• **Directive**:
Say how many lines of the material below contain the word "components", with no other words.
===== Information supplied =====
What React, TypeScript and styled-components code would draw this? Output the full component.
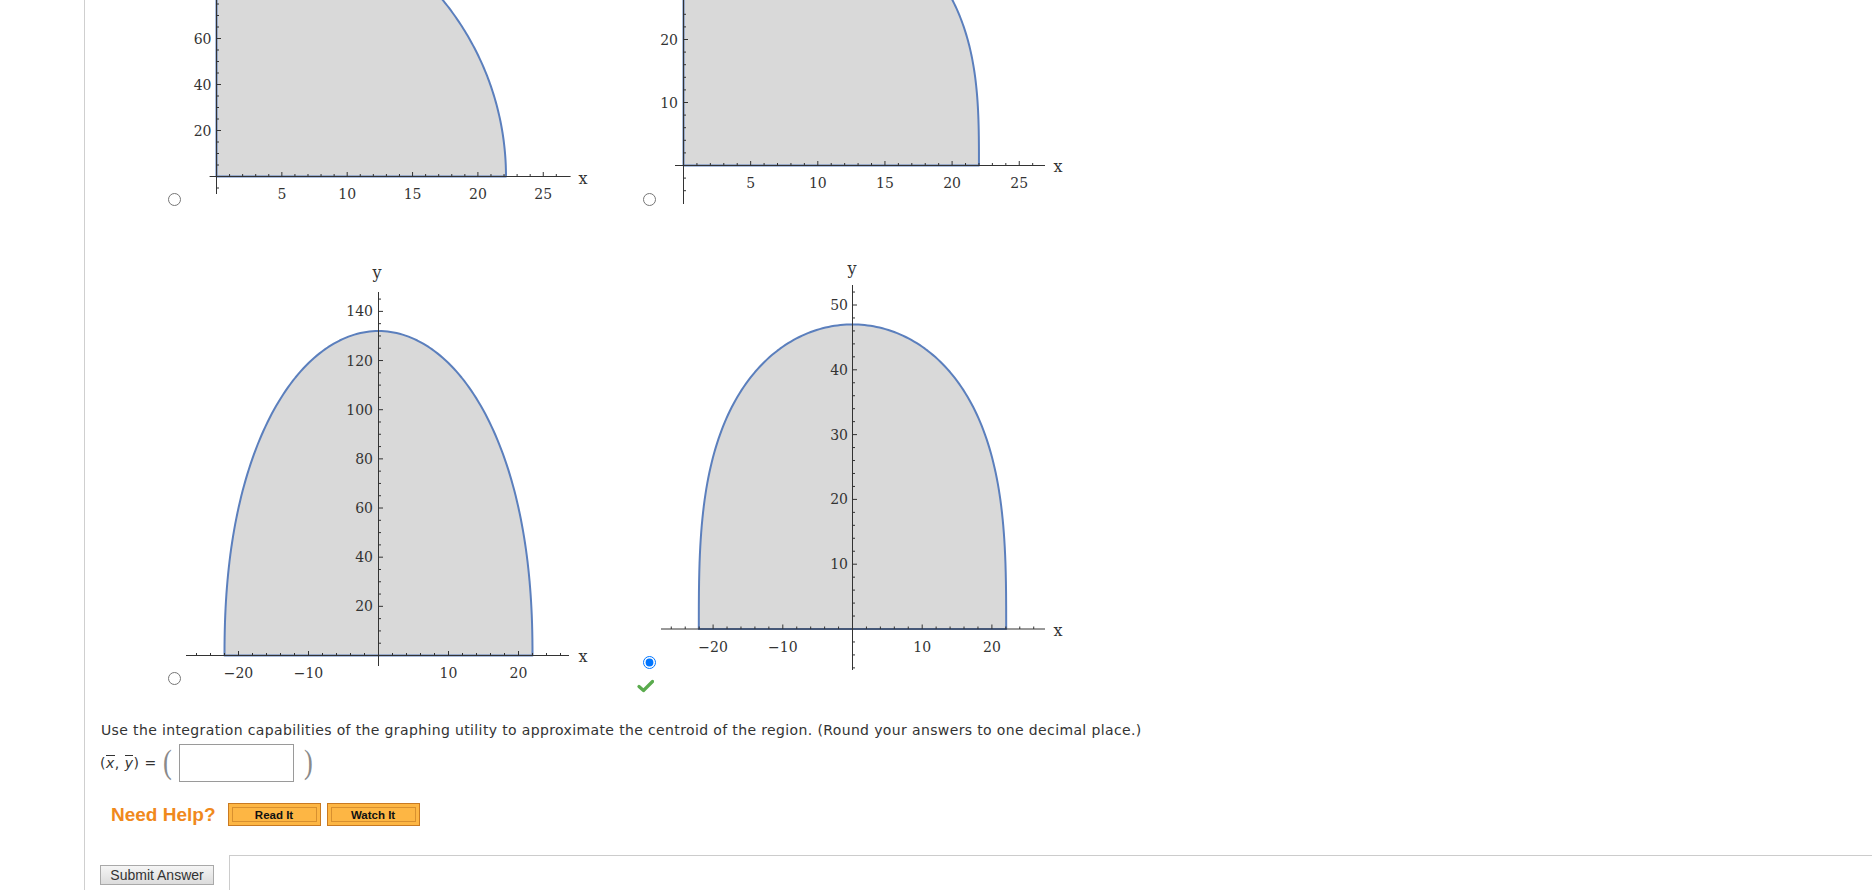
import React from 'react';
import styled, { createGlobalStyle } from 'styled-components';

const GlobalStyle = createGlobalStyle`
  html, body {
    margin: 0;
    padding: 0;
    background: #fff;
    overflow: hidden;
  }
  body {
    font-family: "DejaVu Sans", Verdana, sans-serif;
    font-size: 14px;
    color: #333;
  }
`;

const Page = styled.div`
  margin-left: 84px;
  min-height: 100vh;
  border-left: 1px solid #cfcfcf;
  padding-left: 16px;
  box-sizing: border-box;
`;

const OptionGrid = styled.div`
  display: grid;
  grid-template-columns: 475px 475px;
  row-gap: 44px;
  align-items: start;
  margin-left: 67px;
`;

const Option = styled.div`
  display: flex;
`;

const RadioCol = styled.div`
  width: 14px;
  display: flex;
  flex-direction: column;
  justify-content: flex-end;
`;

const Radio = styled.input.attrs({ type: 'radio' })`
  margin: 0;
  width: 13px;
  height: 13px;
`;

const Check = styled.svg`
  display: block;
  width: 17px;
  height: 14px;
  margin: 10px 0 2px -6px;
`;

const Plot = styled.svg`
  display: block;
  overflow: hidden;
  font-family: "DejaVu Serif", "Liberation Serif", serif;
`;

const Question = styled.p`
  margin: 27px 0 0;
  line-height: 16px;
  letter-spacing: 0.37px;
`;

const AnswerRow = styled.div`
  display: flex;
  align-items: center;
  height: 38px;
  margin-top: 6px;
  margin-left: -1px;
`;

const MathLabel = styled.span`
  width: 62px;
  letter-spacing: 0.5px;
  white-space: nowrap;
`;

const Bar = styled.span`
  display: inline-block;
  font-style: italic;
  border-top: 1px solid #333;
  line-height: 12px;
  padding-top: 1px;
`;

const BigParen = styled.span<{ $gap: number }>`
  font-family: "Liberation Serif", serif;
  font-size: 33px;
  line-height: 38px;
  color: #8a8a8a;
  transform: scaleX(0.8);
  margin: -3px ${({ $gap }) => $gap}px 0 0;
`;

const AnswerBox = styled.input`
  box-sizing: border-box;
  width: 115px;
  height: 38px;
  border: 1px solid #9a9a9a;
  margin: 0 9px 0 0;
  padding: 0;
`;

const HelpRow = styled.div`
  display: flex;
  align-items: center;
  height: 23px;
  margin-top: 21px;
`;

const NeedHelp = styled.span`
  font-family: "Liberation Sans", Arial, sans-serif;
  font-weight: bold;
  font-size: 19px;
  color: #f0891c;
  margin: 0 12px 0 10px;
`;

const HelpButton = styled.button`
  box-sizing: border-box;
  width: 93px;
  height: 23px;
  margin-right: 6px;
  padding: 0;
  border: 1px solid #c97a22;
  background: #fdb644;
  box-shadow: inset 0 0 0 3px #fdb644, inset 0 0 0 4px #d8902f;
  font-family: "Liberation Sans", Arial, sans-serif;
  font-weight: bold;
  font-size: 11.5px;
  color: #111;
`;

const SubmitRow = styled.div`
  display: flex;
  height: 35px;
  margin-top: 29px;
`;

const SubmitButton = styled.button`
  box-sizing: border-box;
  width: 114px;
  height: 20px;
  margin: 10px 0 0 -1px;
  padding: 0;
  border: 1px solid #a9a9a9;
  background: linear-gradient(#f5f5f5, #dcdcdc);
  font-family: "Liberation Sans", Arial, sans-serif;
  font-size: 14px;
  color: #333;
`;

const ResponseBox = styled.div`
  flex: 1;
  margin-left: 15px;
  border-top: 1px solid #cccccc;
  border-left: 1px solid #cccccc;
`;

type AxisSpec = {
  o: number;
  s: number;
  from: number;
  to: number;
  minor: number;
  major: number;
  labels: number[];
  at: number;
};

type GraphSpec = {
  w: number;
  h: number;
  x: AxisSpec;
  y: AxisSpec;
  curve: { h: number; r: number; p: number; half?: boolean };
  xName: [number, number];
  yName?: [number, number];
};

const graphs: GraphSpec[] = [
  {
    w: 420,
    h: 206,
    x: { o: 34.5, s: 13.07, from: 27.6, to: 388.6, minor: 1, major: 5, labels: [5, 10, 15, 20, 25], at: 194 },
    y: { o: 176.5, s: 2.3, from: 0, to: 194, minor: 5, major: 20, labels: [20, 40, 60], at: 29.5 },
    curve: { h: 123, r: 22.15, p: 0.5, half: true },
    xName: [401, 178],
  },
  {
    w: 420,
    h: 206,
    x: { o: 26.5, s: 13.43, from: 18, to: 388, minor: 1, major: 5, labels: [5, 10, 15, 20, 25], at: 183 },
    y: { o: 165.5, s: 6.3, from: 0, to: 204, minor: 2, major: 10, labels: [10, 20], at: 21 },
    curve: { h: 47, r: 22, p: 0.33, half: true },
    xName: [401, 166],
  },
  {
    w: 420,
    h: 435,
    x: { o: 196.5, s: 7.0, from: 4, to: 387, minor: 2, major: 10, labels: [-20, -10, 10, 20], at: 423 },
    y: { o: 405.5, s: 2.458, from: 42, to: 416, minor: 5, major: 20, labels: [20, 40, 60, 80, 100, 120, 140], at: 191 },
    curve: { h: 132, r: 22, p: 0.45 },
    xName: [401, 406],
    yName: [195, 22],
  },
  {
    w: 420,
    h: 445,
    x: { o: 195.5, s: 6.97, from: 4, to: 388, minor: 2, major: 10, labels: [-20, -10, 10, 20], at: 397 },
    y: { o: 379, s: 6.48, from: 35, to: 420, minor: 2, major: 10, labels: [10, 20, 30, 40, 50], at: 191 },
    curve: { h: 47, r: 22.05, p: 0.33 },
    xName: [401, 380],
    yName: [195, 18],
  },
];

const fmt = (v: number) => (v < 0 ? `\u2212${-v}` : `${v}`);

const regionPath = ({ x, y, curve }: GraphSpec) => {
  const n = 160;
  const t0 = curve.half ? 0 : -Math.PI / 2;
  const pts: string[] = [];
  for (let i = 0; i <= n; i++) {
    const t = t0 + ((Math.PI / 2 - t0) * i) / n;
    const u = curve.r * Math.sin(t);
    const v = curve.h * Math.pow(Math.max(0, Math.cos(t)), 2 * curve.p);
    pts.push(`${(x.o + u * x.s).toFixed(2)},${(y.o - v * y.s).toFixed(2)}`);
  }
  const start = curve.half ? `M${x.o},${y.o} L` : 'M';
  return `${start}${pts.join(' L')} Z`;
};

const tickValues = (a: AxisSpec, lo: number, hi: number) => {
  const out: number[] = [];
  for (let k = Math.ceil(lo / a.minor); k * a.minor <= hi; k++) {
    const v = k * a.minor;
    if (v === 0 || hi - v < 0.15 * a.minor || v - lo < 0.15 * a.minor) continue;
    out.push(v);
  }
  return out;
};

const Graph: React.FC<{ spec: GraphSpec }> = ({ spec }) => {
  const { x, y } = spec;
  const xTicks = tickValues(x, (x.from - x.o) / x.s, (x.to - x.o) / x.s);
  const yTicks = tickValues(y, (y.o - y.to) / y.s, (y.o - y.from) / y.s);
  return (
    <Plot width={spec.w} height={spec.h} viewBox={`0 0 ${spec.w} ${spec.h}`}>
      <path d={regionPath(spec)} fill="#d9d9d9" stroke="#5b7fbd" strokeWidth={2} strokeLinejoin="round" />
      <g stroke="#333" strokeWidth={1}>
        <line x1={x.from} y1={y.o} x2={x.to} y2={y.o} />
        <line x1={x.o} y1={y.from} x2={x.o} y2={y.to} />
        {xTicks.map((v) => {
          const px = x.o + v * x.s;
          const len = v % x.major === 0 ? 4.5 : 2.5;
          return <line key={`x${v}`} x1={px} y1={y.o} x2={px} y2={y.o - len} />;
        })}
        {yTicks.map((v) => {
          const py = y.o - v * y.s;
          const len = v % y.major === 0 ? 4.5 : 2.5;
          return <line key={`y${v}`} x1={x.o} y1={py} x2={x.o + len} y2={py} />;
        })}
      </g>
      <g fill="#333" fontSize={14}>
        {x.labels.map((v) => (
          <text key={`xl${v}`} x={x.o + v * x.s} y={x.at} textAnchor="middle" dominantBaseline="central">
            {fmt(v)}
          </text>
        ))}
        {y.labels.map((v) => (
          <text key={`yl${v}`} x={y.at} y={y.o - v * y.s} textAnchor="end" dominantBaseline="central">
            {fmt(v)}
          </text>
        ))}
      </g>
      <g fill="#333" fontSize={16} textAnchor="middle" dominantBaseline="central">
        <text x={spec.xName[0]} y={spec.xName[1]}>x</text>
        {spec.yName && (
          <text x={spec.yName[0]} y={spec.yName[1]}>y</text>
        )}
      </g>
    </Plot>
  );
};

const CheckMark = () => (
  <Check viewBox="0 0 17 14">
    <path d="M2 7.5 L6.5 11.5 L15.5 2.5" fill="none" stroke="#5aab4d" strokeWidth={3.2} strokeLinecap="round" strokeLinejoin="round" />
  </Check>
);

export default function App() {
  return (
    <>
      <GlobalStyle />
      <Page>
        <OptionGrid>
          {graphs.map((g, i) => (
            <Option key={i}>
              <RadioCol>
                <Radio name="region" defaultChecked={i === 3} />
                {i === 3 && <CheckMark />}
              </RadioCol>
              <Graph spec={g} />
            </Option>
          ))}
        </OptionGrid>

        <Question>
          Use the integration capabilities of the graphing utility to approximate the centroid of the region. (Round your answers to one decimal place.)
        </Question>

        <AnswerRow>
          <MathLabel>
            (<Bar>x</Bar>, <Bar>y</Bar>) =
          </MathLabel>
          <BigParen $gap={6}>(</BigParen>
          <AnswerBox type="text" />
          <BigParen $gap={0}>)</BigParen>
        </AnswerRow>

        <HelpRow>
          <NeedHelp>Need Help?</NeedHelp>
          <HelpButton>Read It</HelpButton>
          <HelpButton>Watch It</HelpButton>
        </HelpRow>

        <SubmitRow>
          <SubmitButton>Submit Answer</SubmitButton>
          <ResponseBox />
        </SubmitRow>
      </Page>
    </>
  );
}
=====
• **Exercise output**:
2